Reid Carter, “Death of an Industry . . .? British Columbia’s Wood Products Industry,” study for First Marathon Securities, April 6, 1998

20% of all the lumber shipped to the US from Canada comes from the Prince George area. The biggest producer of lumber in the Prince George region is Canfor. Canfor attracted a 5.96% dumping margin, down from the preliminary rate of 12.98%. Nonetheless, the combined duty puts Canfor in the difficult position of having to sell at 25.3% more, slowly erode their income, or start reducing operations. The immediate business decision for some Canadian producers was to begin shutting down sawmills. Upon hearing the US DOC decision, Doman Industries Ltd. announced its intention to shut down three of nine sawmills putting 400 employees out of work in British Columbia.
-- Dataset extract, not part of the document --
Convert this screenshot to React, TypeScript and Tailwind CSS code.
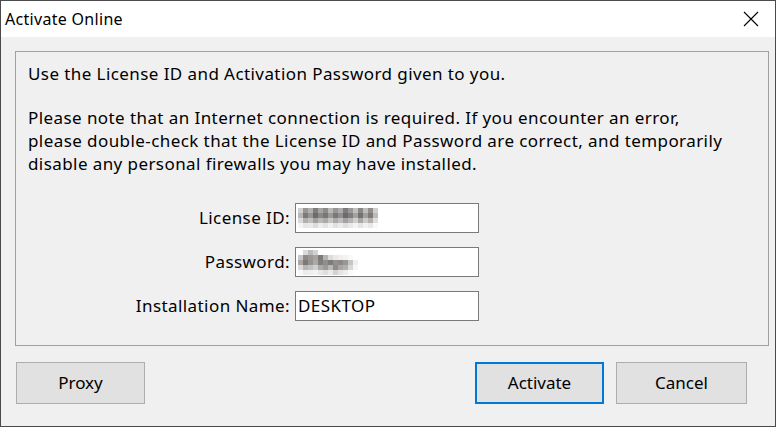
const licenseMosaic = [
  ["#cfcfcf", "#9a9693", "#b1b0b0", "#7f7c7a", "#a7a5a4", "#8d8a89", "#b9b7b7", "#97959a", "#adabab", "#7d7b7a", "#9a9898", "#c0c0c0", "#898786", "#bdbcbc", "#918f8e", "#cfcfcf"],
  ["#b9b7b5", "#7d7975", "#999796", "#6e6b6a", "#8a888c", "#7a7772", "#9b999a", "#7b7877", "#939090", "#6d6a69", "#807d80", "#a4a2a2", "#74716e", "#a2a09f", "#7e7a78", "#bdbbba"],
  ["#dadada", "#b3b1b0", "#c2c0bf", "#a3a19f", "#b9b7b7", "#acaaa8", "#c6c5c4", "#adaba9", "#bfbebd", "#a5a3a1", "#b6b4b4", "#d0cfcf", "#aaa7a6", "#cccbcb", "#b3b1b0", "#dedede"],
  ["#f4f4f4", "#e6e6e6", "#eaeaea", "#dcdcdc", "#ededed", "#e3e3e3", "#f0f0f0", "#e1e1e1", "#ebebeb", "#dfdfdf", "#e9e9e9", "#f3f3f3", "#e4e4e4", "#f1f1f1", "#e8e8e8", "#f8f8f8"],
];

const passwordMosaic = [
  ["#ffffff", "#dadada", "#bcbcbc", "#d2d2d2", "#ffffff", "#ffffff", "#ffffff", "#ffffff", "#ffffff", "#ffffff", "#ffffff", "#ffffff"],
  ["#c9c7c6", "#8e8a88", "#9a9795", "#a6a4a2", "#7d7a79", "#b5b3b2", "#dcdcdc", "#e9e9e9", "#efefef", "#f3f3f3", "#f9f9f9", "#ffffff"],
  ["#aaa7a5", "#7c7875", "#959392", "#acaaa8", "#817e7c", "#908d8c", "#7e7a78", "#928f8e", "#8c8988", "#999695", "#c6c6c6", "#efefef"],
  ["#dadada", "#b8b6b5", "#c3c1c0", "#d0d0d0", "#acaaa9", "#9c9998", "#bab8b7", "#8e8b89", "#a8a5a4", "#b2b0af", "#d8d8d8", "#f6f6f6"],
  ["#f8f8f8", "#ebebeb", "#efefef", "#f3f3f3", "#e8e8e8", "#dfdfdf", "#ebebeb", "#d3d3d3", "#e4e4e4", "#eeeeee", "#fafafa", "#ffffff"],
];

function Mosaic({ rows }: { rows: string[][] }) {
  return (
    <div className="flex flex-col">
      {rows.map((row, i) => (
        <div key={i} className="flex">
          {row.map((c, j) => (
            <div key={j} className="w-[5px] h-[5px]" style={{ backgroundColor: c }} />
          ))}
        </div>
      ))}
    </div>
  );
}

function Field({ label, children }: { label: string; children: React.ReactNode }) {
  return (
    <div className="flex items-center">
      <div className="w-[279px] pr-[5px] text-right">{label}</div>
      <div className="w-[184px] h-[30px] bg-white border border-[#7a7a7a] flex items-center pl-[2px]">
        {children}
      </div>
    </div>
  );
}

function Button({ label, primary, wide }: { label: string; primary?: boolean; wide?: boolean }) {
  return (
    <button
      className={
        "h-[42px] bg-[#e1e1e1] text-[17px] text-black tracking-normal " +
        (wide ? "w-[131px] " : "w-[129px] ") +
        (primary ? "border-2 border-[#0078d7]" : "border border-[#adadad]")
      }
    >
      {label}
    </button>
  );
}

export default function App() {
  return (
    <div
      className="w-[776px] h-[427px] border border-[#4a4a4a] flex flex-col bg-[#f0f0f0] text-black text-[17px] tracking-[0.42px]"
      style={{ fontFamily: '"Noto Sans", "Open Sans", sans-serif' }}
    >
      {/* Title bar */}
      <div className="h-[36px] bg-white flex items-center justify-between pl-[4px] pr-[16px]">
        <span className="text-[16px] tracking-[0.3px]">Activate Online</span>
        <svg width="16" height="16" viewBox="0 0 16 16">
          <path d="M1 1 L15 15 M15 1 L1 15" stroke="#000" strokeWidth="1.1" />
        </svg>
      </div>

      <div className="flex-1 flex flex-col pl-[14px] pr-[6px]">
        {/* Group box */}
        <div className="mt-[14px] h-[295px] border border-[#a0a0a0] pl-[12px] pt-[10px]">
          <p className="leading-[23px]">Use the License ID and Activation Password given to you.</p>
          <p className="leading-[23px] mt-[21px]">
            Please note that an Internet connection is required. If you encounter an error,
            <br />
            please double-check that the License ID and Password are correct, and temporarily
            <br />
            disable any personal firewalls you may have installed.
          </p>

          <div className="-ml-[12px] mt-[28px] flex flex-col gap-[14px]">
            <Field label="License ID:">
              <Mosaic rows={licenseMosaic} />
            </Field>
            <Field label="Password:">
              <Mosaic rows={passwordMosaic} />
            </Field>
            <Field label="Installation Name:">
              <span>DESKTOP</span>
            </Field>
          </div>
        </div>

        {/* Buttons */}
        <div className="mt-[16px] flex items-center pl-[1px]">
          <Button label="Proxy" />
          <div className="flex-1" />
          <div className="flex gap-[12px] mr-[22px]">
            <Button label="Activate" primary />
            <Button label="Cancel" wide />
          </div>
        </div>
      </div>
    </div>
  );
}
In Manitoba, the story was the same, with Tolko Industries Ltd. announcing 420 layoffs.

The Canadian industry is poised to lose between 5,000 and 10,000 jobs over and above the estimated 15,000 jobs already lost mainly in British Columbia. It is clearly time to structure a new approach on the Canadian side before Minister Pettigrew manages to throw another 15,000 forestry workers out of jobs.

“What we have in Saskatchewan, and across Canada, is a neo-colonial industrial forestry model. Provincial governments freely give very large corporations, domestic and foreign, long-term leases to harvest the trees. The trees, which are owned by the people as a whole, are sold to the corporations for a very low stumpage fee. In addition, the provincial and federal governments undertake to facilitate this resource extraction policy through a range of subsidies and supports. A few large firms dominate a highly concentrated industry. Foreign ownership and control are welcomed and are on the rise.”
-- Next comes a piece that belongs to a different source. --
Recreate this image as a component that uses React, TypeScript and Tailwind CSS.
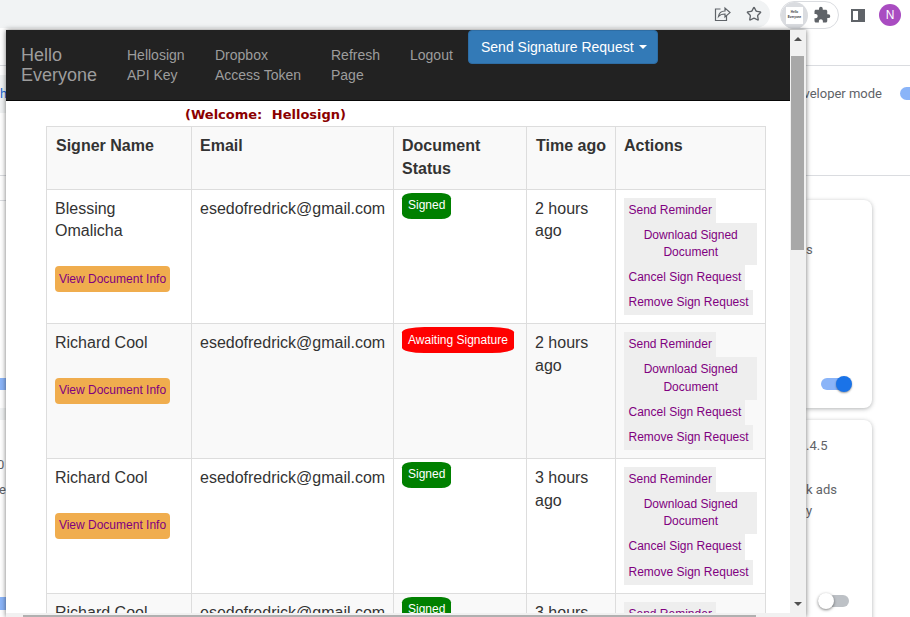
import React from "react";
import { MdExtension } from "react-icons/md";
import { Star } from "lucide-react";

const rows = [
  { name: "Blessing Omalicha", status: "Signed", time: "2 hours ago" },
  { name: "Richard Cool", status: "Awaiting Signature", time: "2 hours ago" },
  { name: "Richard Cool", status: "Signed", time: "3 hours ago" },
  { name: "Richard Cool", status: "Signed", time: "3 hours ago" },
];

function ActionLink({ children }: { children: React.ReactNode }) {
  return (
    <a className="block w-fit bg-[#eeeeee] pb-[4px] pl-[4.5px] pr-[4px] pt-[4px] text-center text-[12px] leading-[1.42857] text-[#800080]">
      {children}
    </a>
  );
}

function NavLink({ w, children }: { w: string; children: React.ReactNode }) {
  return <a className={`${w} shrink-0 pl-[15px] pr-[10px] pt-[15px] text-[14px] leading-[20px] text-[#9d9d9d]`}>{children}</a>;
}

function Toolbar() {
  return (
    <div className="flex h-[30px] items-start bg-white">
      <div className="flex h-[28px] w-[770px] items-center justify-end rounded-r-full bg-[#f1f3f4] pr-[8px]">
        <svg className="mr-[15px] text-[#5f6368]" width="18" height="18" viewBox="0 0 18 18" fill="none" stroke="currentColor" strokeWidth="1.2">
          <path d="M7.5 4H2.5v11.5h11V11" />
          <path d="M5.5 11.5c.5-3.5 3-5.5 6.5-5.5V3l5 4.6-5 4.4V9c-2.8 0-5 .6-6.5 2.5z" />
        </svg>
        <Star size={16} strokeWidth={2} className="text-[#5f6368]" />
      </div>
      <div className="ml-[10px] mt-[1px] flex h-[28px] w-[59px] items-center rounded-full border border-[#dadce0]">
        <div className="flex h-[27px] w-[27px] shrink-0 items-center justify-center rounded-full bg-[#dadce0]">
          <div className="flex h-[17px] w-[17px] flex-col items-center justify-center bg-white text-[3px] font-bold leading-[5px] text-[#333]">
            <span>Hello</span>
            <span>Everyone</span>
          </div>
        </div>
        <MdExtension size={18} className="ml-[5px] text-[#5f6368]" />
      </div>
      <div className="ml-[12px] mt-[9px] flex h-[13px] w-[14px] justify-end border-2 border-[#5f6368]">
        <div className="h-full w-[5px] bg-[#5f6368]" />
      </div>
      <div className="ml-[14px] mt-[4px] flex h-[22px] w-[22px] items-center justify-center rounded-full bg-[#a94cc1] text-[12px] text-white">N</div>
    </div>
  );
}

function LeftStrip() {
  return (
    <div className="flex w-[6px] shrink-0 flex-col overflow-hidden font-['Roboto',sans-serif] text-[13px] text-[#5f6368]">
      <div className="mt-[35px] h-px shrink-0 bg-[#dadce0]" />
      <div className="mt-[9px] flex h-[38px] shrink-0 items-center bg-[#f1f3f4] text-[#1967d2]">h</div>
      <div className="mt-[62px] h-px shrink-0 bg-[#dadce0]" />
      <div className="mt-[24px] h-px shrink-0 bg-[#dadce0]" />
      <div className="mt-[177px] h-[12px] shrink-0 bg-[#8ab4f8]" />
      <div className="mt-[18px] h-[12px] shrink-0 bg-[#f1f3f4]" />
      <div className="-ml-[3px] mt-[36px] h-[18px] shrink-0 leading-[18px]">0</div>
      <div className="-ml-[1px] mt-[7px] h-[18px] shrink-0 leading-[18px]">e</div>
      <div className="mt-[98px] h-[13px] shrink-0 bg-[#8ab4f8]" />
    </div>
  );
}

function RightStrip() {
  return (
    <div className="flex min-w-0 flex-1 flex-col font-['Roboto',sans-serif] text-[13px] text-[#5f6368]">
      <div className="mt-[35px] h-px shrink-0 bg-[#dadce0]" />
      <div className="mt-[21px] flex h-[13px] shrink-0 items-center justify-end overflow-hidden">
        <span className="shrink-0 whitespace-nowrap">Developer mode</span>
        <div className="ml-[18px] h-[13px] w-[10px] shrink-0 rounded-l-full bg-[#8ab4f8]" />
      </div>
      <div className="mt-[75px] h-px shrink-0 bg-[#dadce0]" />
      <div className="mt-[24px] flex h-[208px] w-[66px] shrink-0 flex-col rounded-r-[8px] bg-white shadow-[0_1px_4px_rgba(60,64,67,0.4)]">
        <span className="mt-[41px] h-[18px] leading-[18px]">s</span>
        <div className="ml-[15px] mt-[119px] flex h-[12px] w-[24px] items-center rounded-full bg-[#8ab4f8]">
          <div className="ml-[15px] h-[16px] w-[16px] shrink-0 rounded-full bg-[#1a73e8] shadow-[0_1px_2px_rgba(0,0,0,0.4)]" />
        </div>
      </div>
      <div className="mt-[12px] flex h-[210px] w-[66px] shrink-0 flex-col rounded-r-[8px] bg-white shadow-[0_1px_4px_rgba(60,64,67,0.4)]">
        <span className="mt-[17px] h-[18px] whitespace-nowrap leading-[18px]">.4.5</span>
        <span className="mt-[26px] h-[18px] whitespace-nowrap leading-[18px]">k ads</span>
        <span className="mt-[3px] h-[18px] leading-[18px]">y</span>
        <div className="ml-[12px] mt-[75px] flex h-[12px] w-[31px] items-center rounded-full bg-[#bdc1c6]">
          <div className="h-[16px] w-[16px] shrink-0 rounded-full bg-white shadow-[0_1px_3px_rgba(0,0,0,0.5)]" />
        </div>
      </div>
    </div>
  );
}

function VerticalScrollbar() {
  return (
    <div className="flex w-[16px] shrink-0 flex-col bg-[#f1f1f1]">
      <div className="ml-[4px] mt-[7px] h-0 w-0 border-x-[4px] border-b-[4px] border-x-transparent border-b-[#505050]" />
      <div className="ml-px mt-[15px] h-[194px] w-[13px] bg-[#a8a8a8]" />
      <div className="mb-[11px] ml-[4px] mt-auto h-0 w-0 border-x-[4px] border-t-[4px] border-x-transparent border-t-[#505050]" />
    </div>
  );
}

function Navbar() {
  return (
    <nav className="flex h-[71px] shrink-0 items-start border-b border-[#080808] bg-[#222222]">
      <a className="w-[106px] shrink-0 px-[15px] pt-[15px] text-[18px] leading-[20px] text-[#9d9d9d]">Hello Everyone</a>
      <NavLink w="w-[88px]">Hellosign API Key</NavLink>
      <NavLink w="w-[116px]">Dropbox Access Token</NavLink>
      <NavLink w="w-[79px]">Refresh Page</NavLink>
      <NavLink w="w-[73px]">Logout</NavLink>
      <button className="flex h-[34px] w-[190px] items-center rounded-[4px] border border-[#2e6da4] bg-[#337ab7] pl-[12px] text-[14px] text-white">
        Send Signature Request
        <span className="ml-[5px] h-0 w-0 border-x-[4px] border-t-[4px] border-x-transparent border-t-white" />
      </button>
    </nav>
  );
}

function SignersTable() {
  const th = "border border-[#dddddd] p-[8px] text-left align-top font-bold";
  const thShifted = "border border-[#dddddd] py-[8px] pl-[9px] pr-[7px] text-left align-top font-bold";
  const td = "border border-[#dddddd] p-[8px] align-top";
  return (
    <table className="ml-[40px] w-[719px] shrink-0 table-fixed border-collapse text-[16px] leading-[1.42857] text-[#333333]">
      <colgroup>
        <col className="w-[145px]" />
        <col className="w-[202px]" />
        <col className="w-[133px]" />
        <col className="w-[89px]" />
        <col className="w-[150px]" />
      </colgroup>
      <thead>
        <tr className="bg-[#f9f9f9]">
          <th className={thShifted}>Signer Name</th>
          <th className={th}>Email</th>
          <th className={th}>Document Status</th>
          <th className={thShifted}>Time ago</th>
          <th className={th}>Actions</th>
        </tr>
      </thead>
      <tbody>
        {rows.map((r, i) => (
          <tr key={i} className={i % 2 === 1 ? "bg-[#f9f9f9]" : "bg-white"}>
            <td className={td}>
              {r.name}
              <a className="mt-[22.86px] flex h-[26px] w-[115px] items-center justify-center rounded-[4px] bg-[#f0ad4e] text-[12px] text-[#800080]">
                View Document Info
              </a>
            </td>
            <td className={td}>esedofredrick@gmail.com</td>
            <td className={td}>
              <span
                className={`-mt-[5px] flex h-[26px] w-fit items-center rounded-[20%] px-[6px] text-[12px] text-white ${
                  r.status === "Signed" ? "bg-[#008000]" : "bg-[#ff0000]"
                }`}
              >
                {r.status}
              </span>
            </td>
            <td className={td}>{r.time}</td>
            <td className={td}>
              <ActionLink>Send Reminder</ActionLink>
              <ActionLink>Download Signed Document</ActionLink>
              <ActionLink>Cancel Sign Request</ActionLink>
              <ActionLink>Remove Sign Request</ActionLink>
            </td>
          </tr>
        ))}
      </tbody>
    </table>
  );
}

function Popup() {
  return (
    <div className="relative z-10 flex h-[587px] w-[800px] shrink-0 overflow-hidden bg-white shadow-[0_0_5px_rgba(0,0,0,0.55)]">
      <div className="flex min-w-0 flex-1 flex-col">
        <div className="flex min-h-0 flex-1 flex-col overflow-hidden">
          <Navbar />
          <div className="h-[24.9px] shrink-0 pl-[179px] pt-[5px] font-['DejaVu_Sans',sans-serif] text-[13px] font-bold leading-[18px] text-[#8b0000] [word-spacing:5px]">
            (Welcome: Hellosign)
          </div>
          <SignersTable />
        </div>
        <div className="h-[4px] shrink-0 bg-[#f1f1f1] pl-[17px] pt-[2px]">
          <div className="h-[2px] w-[733px] bg-[#b0b0b0]" />
        </div>
      </div>
      <VerticalScrollbar />
    </div>
  );
}

export default function App() {
  return (
    <div className="h-[617px] w-[910px] overflow-hidden bg-white font-['Liberation_Sans',Arial,sans-serif]">
      <Toolbar />
      <div className="flex h-[587px]">
        <LeftStrip />
        <Popup />
        <RightStrip />
      </div>
    </div>
  );
}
John W. Warnock,Saskatchewan’s Neo-Colonial Forest Policies, in Policy Options, June 2001, pp. 31 – 36.

Here are a few policy considerations that should be examined more closely in the near future:

  1. The United States has accepted that the “Maritime Provinces” (by which they refer to New Brunswick, Prince Edward Island, Nova Scotia, and Newfoundland and Labrador) operate timber systems that adhere to market principles. In effect, ever since the 1996 Softwood Lumber Agreement, these four provinces have been deemed exempt from countervailing duty investigations. It is time to consider the feasibility of moving the major producers in the direction of the Maritime market based system.
  2. Distance Minister Pettigrew from the negotiations; he is causing more harm than good, with a grating persona that American lumber leaders don’t understand and don’t like.
  3. The federal government has flip-flopped on this issue more times than a beached whale. This has arisen in part because of ill-conceived negotiation objectives, but also because Canada has suffered from the charge leveled at the US government: the domestic lumber lobby has had a large influence on shaping the national position, often to the detriment of long-term interprovincial and federal-provincial consensus building. There is a definite need to reassess Canada’s objectives as they have morphed dramatically from the initial pursuit of free lumber access to the US market. As matters stand, Canada is very close to entering into a new SLA for another five years, with no permanent resolution of the issue. This outcome would represent a complete collapse of the Canadian strategic intent.
  4. The current pursuit of panels under NAFTA and the WTO is of limited practical value to the communities on the verge of losing their main economic generator. NAFTA and WTO actions initiated today will likely proceed to the appellate stage, which means the cases may not be concluded until 2003 or 2004. While these allow governments and Ministers of the Crown to save face, they also illustrate the limited potential of trade agreements to offer expeditious remedies to trade disputes. This highlights the absolute imperative of continuing to negotiate with the United States in the months to come.
  5. A definitive settlement of the lumber trade issue can most likely be achieved only through determined movement in Canada toward a market-based system. Ultimately, all or almost all Canadian lumber must be sold through genuine competitive bidding practices. In this context, market pricing practices and policies will need to be monitored to ensure appropriate regulatory enforcement. In addition, it is quite likely that aspects of tenure will need to be reformed (mill owners long term beneficial tenure) and mandates (log export restrictions, local processing requirements, minimum harvest requirements, etc) will need to be eliminated or liberalised.
  6. Although Canada’s offshore lumber markets account for less than 15% of total exports, a serious effort to expand and diversify export markets for Canadian softwood lumber is overdue. In the longer run, export market diversification is an additional source of income and job security for forestry-based communities.
  7. Finally, acceptance of market solutions does not imply that the resource is privatised, or that public ownership and oversight is being surrendered. Nor does it mean that the Canadian market solution must be a cookie-cutter model imported from the US. The US government and industry have accepted this view, which is an essential component for Canadian players to entertain the market concept at all.

The US International Trade Commission will issue its final determination of injury on or about May 6 2002, with a public announcement expected May 7. In the event that there is a final affirmative determination of injury, the duty order will be effective on or about May 13 2002. At that time, Canadian exporters will be required to deposit the associated duty with US Customs for subsequent distribution to the aggrieved US industry players.